Sangre Blanca — Mads Nissen’s new book is a close-up look at various stages of the drug’s journey, from production to consumption, and the violence that follows wherever it goes.

On the morning of November 27, 1989, a Boeing 727 plane took off from Bogotá international airport at 7:13am. Five minutes later, it exploded, when a bomb organised by infamous narcotrafficker Pablo Escobar detonated, splitting the plane in two. All 107 people on the flight – passengers, pilots and crew – were killed, while three more died on the ground.

It was an assassination attempt on politician and presidential candidate César Gaviria, who had cancelled taking the flight at the last second. But it was also an act of terror, and a public show of the power that Escobar and the cartels held over the country. While Gaviria survived, and later became the President of Colombia, one person who boarded Avianca Flight 203 was the godfather of Danish photojournalist Mads Nissen’s wife.
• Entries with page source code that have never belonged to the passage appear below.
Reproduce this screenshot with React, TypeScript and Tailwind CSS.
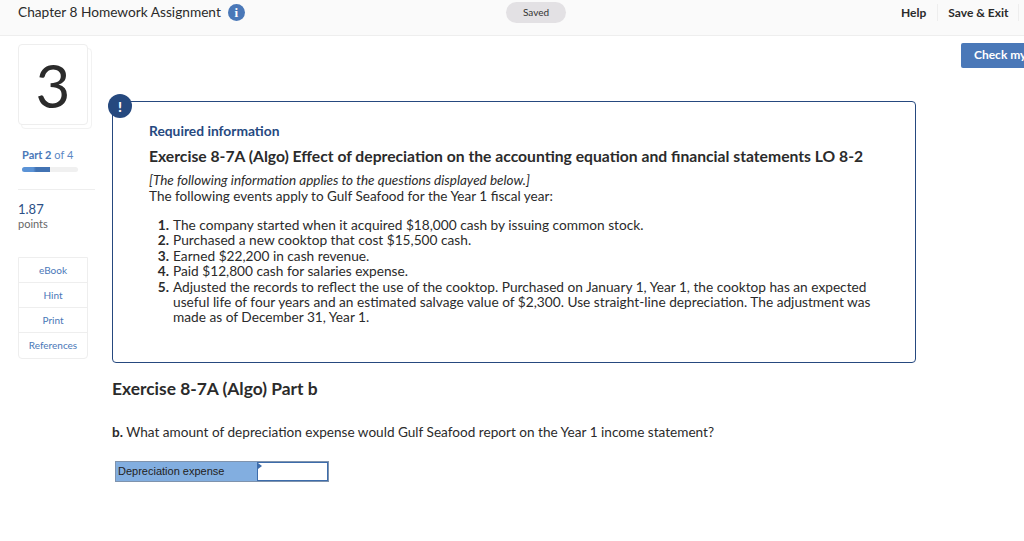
const tools = ['eBook', 'Hint', 'Print', 'References'];

const events = [
  'The company started when it acquired $18,000 cash by issuing common stock.',
  'Purchased a new cooktop that cost $15,500 cash.',
  'Earned $22,200 in cash revenue.',
  'Paid $12,800 cash for salaries expense.',
  'Adjusted the records to reflect the use of the cooktop. Purchased on January 1, Year 1, the cooktop has an expected useful life of four years and an estimated salvage value of $2,300. Use straight-line depreciation. The adjustment was made as of December 31, Year 1.',
];

function Header() {
  return (
    <header className="flex h-[36px] items-start border-b border-[#eeeeee] bg-[#fafafa] pl-[18px] pt-[2px]">
      <div className="flex h-[21px] w-[488px] items-center gap-[7px]">
        <span className="text-[13.7px] text-[#2b2b2b]">Chapter 8 Homework Assignment</span>
        <span className="flex h-[17px] w-[17px] items-center justify-center rounded-full bg-[#4a78b8] font-['Liberation_Serif',serif] text-[13px] font-bold leading-none text-white">i</span>
      </div>
      <div className="flex h-[21px] w-[60px] items-center justify-center rounded-full bg-[#e3e1e4] text-[10px] text-[#333333]">Saved</div>
      <div className="ml-[335px] flex h-[21px] items-center text-[12px] font-bold text-[#2b2b2b]">Help</div>
      <div className="ml-[11px] mt-[2px] flex h-[17px] items-center border-x border-[#eeeeee] px-[10px] text-[12px] font-bold text-[#2b2b2b]">Save &amp; Exit</div>
    </header>
  );
}

function Sidebar() {
  return (
    <aside className="w-[94px] shrink-0 pl-[18px] pt-[8px]">
      <div className="relative h-[81px] w-[70px]">
        <div className="absolute left-[3px] top-[4px] h-[81px] w-[71px] rounded-[4px] border border-[#f2f2f2] bg-white" />
        <div className="relative flex h-[81px] w-[70px] items-center justify-center rounded-[4px] border border-[#eeeeee] bg-white text-[60px] font-normal leading-none text-[#2b2b2b]">3</div>
      </div>
      <div className="mt-[23px] pl-[4px] text-[11px] leading-[14px] text-[#5b87c4]">
        <span className="font-bold text-[#4a78b8]">Part 2</span> of 4
      </div>
      <div className="ml-[4px] mt-[5px] h-[5px] w-[56px] rounded-full bg-[#f0f0f0]">
        <div className="h-[5px] w-[28px] rounded-l-full bg-linear-to-r from-[#5b93d6] from-40% to-[#4273b3] to-50%" />
      </div>
      <div className="mt-[17px] w-[77px] border-t border-[#eeeeee]" />
      <div className="mt-[11px] text-[13px] leading-[16px] text-[#2c4f86]">1.87</div>
      <div className="text-[11px] leading-[14px] text-[#666666]">points</div>
      <div className="mt-[26px] w-[70px] rounded-b-[4px] border border-[#eeeeee]">
        {tools.map((t) => (
          <div key={t} className="flex h-[25px] items-center justify-center border-b border-[#eeeeee] text-[10px] text-[#4a78b8] last:border-b-0">{t}</div>
        ))}
      </div>
    </aside>
  );
}

function InfoBox() {
  return (
    <section className="relative h-[262px] w-[804px] rounded-[4px] border border-[#26497f] pl-[36px] pt-[20px] text-[#2b2b2b]">
      <div className="absolute -left-[5px] -top-[8px] flex h-[24px] w-[24px] items-center justify-center rounded-full bg-[#26497f] text-[14px] font-black text-white">!</div>
      <h3 className="text-[13.8px] font-bold leading-[18px] text-[#26497f]">Required information</h3>
      <h2 className="mt-[7px] text-[15.7px] font-bold leading-[18px]">Exercise 8-7A (Algo) Effect of depreciation on the accounting equation and financial statements LO 8-2</h2>
      <p className="mt-[8px] text-[13.5px] italic leading-[15px]">[The following information applies to the questions displayed below.]</p>
      <p className="text-[13.55px] leading-[16px]">The following events apply to Gulf Seafood for the Year 1 fiscal year:</p>
      <ol className="mt-[13px] w-[724px] text-[13.7px] leading-[15.4px]">
        {events.map((e, i) => (
          <li key={i} className="flex">
            <span className="w-[24px] shrink-0 pr-[4px] text-right font-bold">{i + 1}.</span>
            <span>{e}</span>
          </li>
        ))}
      </ol>
    </section>
  );
}

export default function App() {
  return (
    <div className="h-[541px] w-[1024px] overflow-hidden bg-white font-['Lato',sans-serif]">
      <Header />
      <div className="flex">
        <Sidebar />
        <main className="ml-[18px] w-[804px] shrink-0 pt-[65px]">
          <InfoBox />
          <h2 className="mt-[16px] text-[17.4px] font-bold leading-[20px] text-[#2b2b2b]">Exercise 8-7A (Algo) Part b</h2>
          <p className="mt-[24px] text-[13.6px] leading-[18px] text-[#2b2b2b]"><b>b.</b> What amount of depreciation expense would Gulf Seafood report on the Year 1 income statement?</p>
          <div className="ml-[3px] mt-[20px] flex h-[21px] w-[214px] border border-[#7f93ad]">
            <div className="flex w-[141px] items-center bg-[#82aee0] pl-[2px] font-['Liberation_Sans',sans-serif] text-[11px] text-[#222222]">Depreciation expense</div>
            <div className="relative flex-1 border border-[#3d6cab] bg-white">
              <div className="absolute left-0 top-0 h-0 w-0 border-y-[3px] border-l-[4px] border-y-transparent border-l-[#3d6cab]" />
            </div>
          </div>
        </main>
        <div className="ml-[45px] shrink-0 pt-[7px]">
          <div className="flex h-[25px] w-[100px] items-center whitespace-nowrap rounded-[2px] bg-[#4a78b8] pb-[1px] pl-[13px] text-[12px] font-bold text-white">Check my work</div>
        </div>
      </div>
    </div>
  );
}
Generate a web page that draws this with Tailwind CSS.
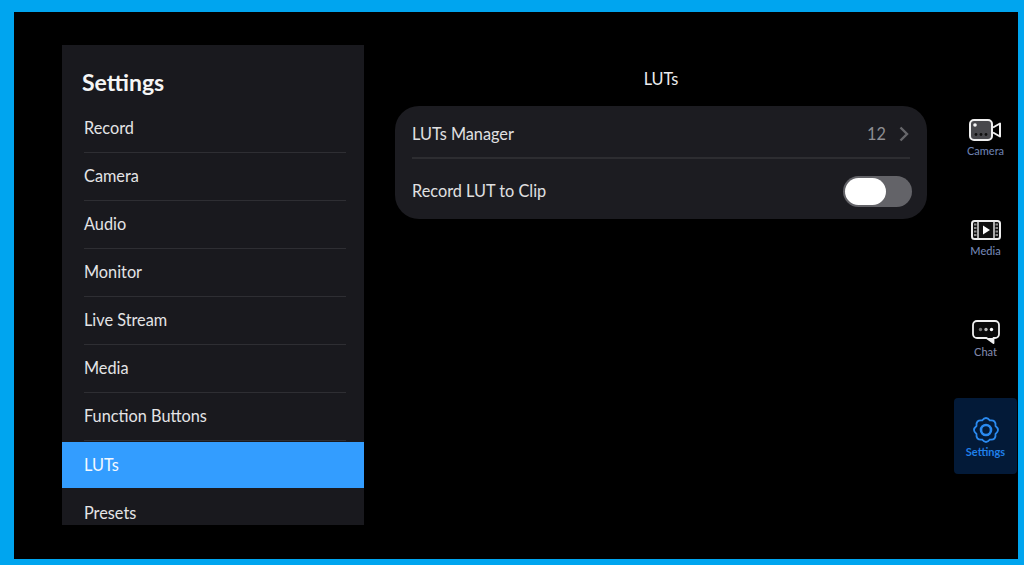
<!DOCTYPE html>
<html>
<head>
<meta charset="utf-8">
<script src="https://cdn.jsdelivr.net/npm/@tailwindcss/browser@4"></script>
</head>
<body class="bg-black">
<div class="w-[1024px] h-[565px] overflow-hidden bg-[#00a5ef] pt-[12px] pl-[14px] pr-[6px] pb-[6px] font-['Lato','Carlito',sans-serif]">
<div class="w-[1004px] h-[547px] bg-black flex items-start">
  <aside class="ml-[48px] mt-[33px] w-[302px] h-[480px] bg-[#19191e] overflow-hidden shrink-0">
    <h1 class="pl-[20px] pt-[23px] h-[60px] text-[23px] leading-[28px] font-bold text-[#f5f5f5]">Settings</h1>
    <ul class="text-[16.300px] text-[#e4e4e6]">
      <li class="h-[48px] ml-[22px] mr-[18px] border-b border-[#2e2e33] flex items-center pb-[1px]">Record</li>
      <li class="h-[48px] ml-[22px] mr-[18px] border-b border-[#2e2e33] flex items-center pb-[1px]">Camera</li>
      <li class="h-[48px] ml-[22px] mr-[18px] border-b border-[#2e2e33] flex items-center pb-[1px]">Audio</li>
      <li class="h-[48px] ml-[22px] mr-[18px] border-b border-[#2e2e33] flex items-center pb-[1px]">Monitor</li>
      <li class="h-[48px] ml-[22px] mr-[18px] border-b border-[#2e2e33] flex items-center pb-[1px]">Live Stream</li>
      <li class="h-[48px] ml-[22px] mr-[18px] border-b border-[#2e2e33] flex items-center pb-[1px]">Media</li>
      <li class="h-[48px] ml-[22px] mr-[18px] border-b border-[#2e2e33] flex items-center pb-[1px]">Function Buttons</li>
      <li class="h-[46px] mt-[1px] bg-[#339dff] text-[#f4f9ff] pl-[22px] flex items-center">LUTs</li>
      <li class="h-[48px] ml-[22px] mr-[18px] mt-[1px] flex items-center">Presets</li>
    </ul>
  </aside>
  <main class="ml-[31px] w-[532px] shrink-0">
    <h2 class="mt-[55px] h-[24px] text-center text-[16.300px] leading-[24px] text-[#ececee]">LUTs</h2>
    <div class="mt-[15px] h-[113px] rounded-[24px] bg-[#1c1c21] px-[17px] text-[16.300px] text-[#e0e0e2]">
      <div class="h-[53px] pt-[5px] border-b-2 border-[#2d2d31] flex items-center justify-between">
        <span>LUTs Manager</span>
        <span class="flex items-center text-[#8e8e92]">12
          <svg class="ml-[13px] mr-[1px]" width="10" height="16" viewBox="0 0 10 16" fill="none" stroke="#66666a" stroke-width="2.400"><path d="M1.500 1.500 8 8l-6.500 6.500"/></svg>
        </span>
      </div>
      <div class="h-[60px] pt-[4px] flex items-center justify-between">
        <span>Record LUT to Clip</span>
        <span class="w-[69px] h-[31px] -mr-[2px] rounded-full bg-[#636368] block p-[2px]">
          <span class="block w-[41px] h-[27px] rounded-full bg-white"></span>
        </span>
      </div>
    </div>
  </main>
  <nav class="ml-[27px] w-[63px] shrink-0 flex flex-col items-center text-[11px] leading-[14px] font-medium">
    <div class="mt-[86px] h-[76px] w-full flex flex-col items-center pt-[21px] text-[#6a7fae]">
      <svg width="33" height="22" viewBox="0 0 33 22" fill="none">
        <rect x="1" y="1" width="22" height="20" rx="4" fill="#48484c" stroke="#f0f0f0" stroke-width="2"/>
        <circle cx="6" cy="6" r="1.800" fill="#f4f4f4"/>
        <circle cx="7" cy="15.500" r="1.400" fill="#101010"/><circle cx="12" cy="15.500" r="1.400" fill="#101010"/><circle cx="17" cy="15.500" r="1.400" fill="#101010"/>
        <path d="M24 8.500l7-4v13l-7-4" stroke="#f0f0f0" stroke-width="2" stroke-linejoin="round" fill="#000"/>
      </svg>
      <span class="mt-[3px]">Camera</span>
    </div>
    <div class="mt-[24px] h-[76px] w-full flex flex-col items-center pt-[22px] text-[#7385b3]">
      <svg width="30" height="20" viewBox="0 0 30 20" fill="none">
        <rect x="1" y="1" width="28" height="18" rx="2.500" stroke="#eee" stroke-width="2" fill="#111"/>
        <path d="M7 1.500v17M23 1.500v17" stroke="#ddd" stroke-width="1.500"/>
        <path d="M3 4.500h2.500M3 8h2.500M3 11.500h2.500M3 15h2.500M24.500 4.500H27M24.500 8H27M24.500 11.500H27M24.500 15H27" stroke="#8a8a8a" stroke-width="2"/>
        <path d="M12 5.500l7 4.500-7 4.500z" fill="#fff"/>
      </svg>
      <span class="mt-[4px]">Media</span>
    </div>
    <div class="mt-[24px] h-[76px] w-full flex flex-col items-center pt-[22px] text-[#7f86a8]">
      <svg width="28" height="25" viewBox="0 0 28 25" fill="none">
        <path d="M5 1h18a4 4 0 0 1 4 4v9a4 4 0 0 1-4 4h-1.500v5L14.500 18H5a4 4 0 0 1-4-4V5a4 4 0 0 1 4-4z" stroke="#f0f0f0" stroke-width="1.800" fill="#0a0a0a" stroke-linejoin="round"/>
        <path d="M22 18v5.500L15 18z" fill="#f0f0f0"/>
        <circle cx="8.500" cy="9.500" r="1.700" fill="#777"/><circle cx="14" cy="9.500" r="1.700" fill="#bbb"/><circle cx="19.500" cy="9.500" r="1.700" fill="#fff"/>
      </svg>
      <span>Chat</span>
    </div>
    <div class="mt-[24px] h-[76px] w-full rounded-[4px] bg-[#031a38] flex flex-col items-center pt-[18px] text-[#1f7fe8] font-bold">
      <svg width="28" height="28" viewBox="0 0 28 28" fill="none" stroke="#2a8af0" stroke-width="1.800" stroke-linejoin="round">
        <path d="M10.060 4.480Q14 -.5 17.940 4.480Q24.250 3.750 23.520 10.060Q28.500 14 23.520 17.940Q24.250 24.250 17.940 23.520Q14 28.500 10.060 23.520Q3.750 24.250 4.480 17.940Q-.5 14 4.480 10.060Q3.750 3.750 10.060 4.480Z"/>
        <circle cx="14" cy="14" r="5" stroke-width="2.600"/>
      </svg>
      <span class="mt-[1px]">Settings</span>
    </div>
  </nav>
</div>
</div>
</body>
</html>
Her mother was called to look for anything she could recognise,” Nissen says. She found his hand with a certain ring on it. So, for my family, and my wife’s family, the cocaine business is something very concrete. It’s something they suffered for.”

© Mads Nissen
© Mads Nissen
Nineteen-year-old Ariel Albeiro Muñoz, collecting coca leaves near the village of Pueblo Nuevo, Colombia, 2026
In the remote mountains of Putumayo, members of Los Comandos Jungla – an elite unit of Colombia’s anti-narcotics police – are dropped into a dense coca field. Guided by aerial surveillance from a Black Hawk helicopter, their mission is to find and burn down the hidden cocaine laboratories scattered across the jungle. But they need to act fast. The policemen are outnumbered and on unfamiliar ground. Any moment the farmers, or the well-organised militia Comandos de la Frontera (also known as CDF or La Mafia), can regroup and launch a counterattack when they see their business going up in flames, 2026

Nissen first began photographing around the subject of cocaine in 2016, after being commissioned to photograph Nobel Peace Prize winner Juan Manuel Santos – the former President of Colombia who served between 2010 and 2018, who is largely credited for bringing the country’s decades-long civil war to an end. Much of the war was funded by drug trafficking, and Nissen began diving deeper into the people who lived through the bloodshed and displacement, and the forces that continue to drive it.

His new monograph, Sangre Blanca, which translates to White Blood’, is the culmination of nearly a decade’s worth of reportage made between 2016 and 2025. It traces the world-spanning journey that cocaine takes, from the harvesting of the coca plant on rural farms, its production in labs hidden deep in the Colombian Amazon, through its transport across Mexican villages and across borders, and ending eventually with hedonistic European nightlife that fuels it. And following its path everywhere is a trail of violence.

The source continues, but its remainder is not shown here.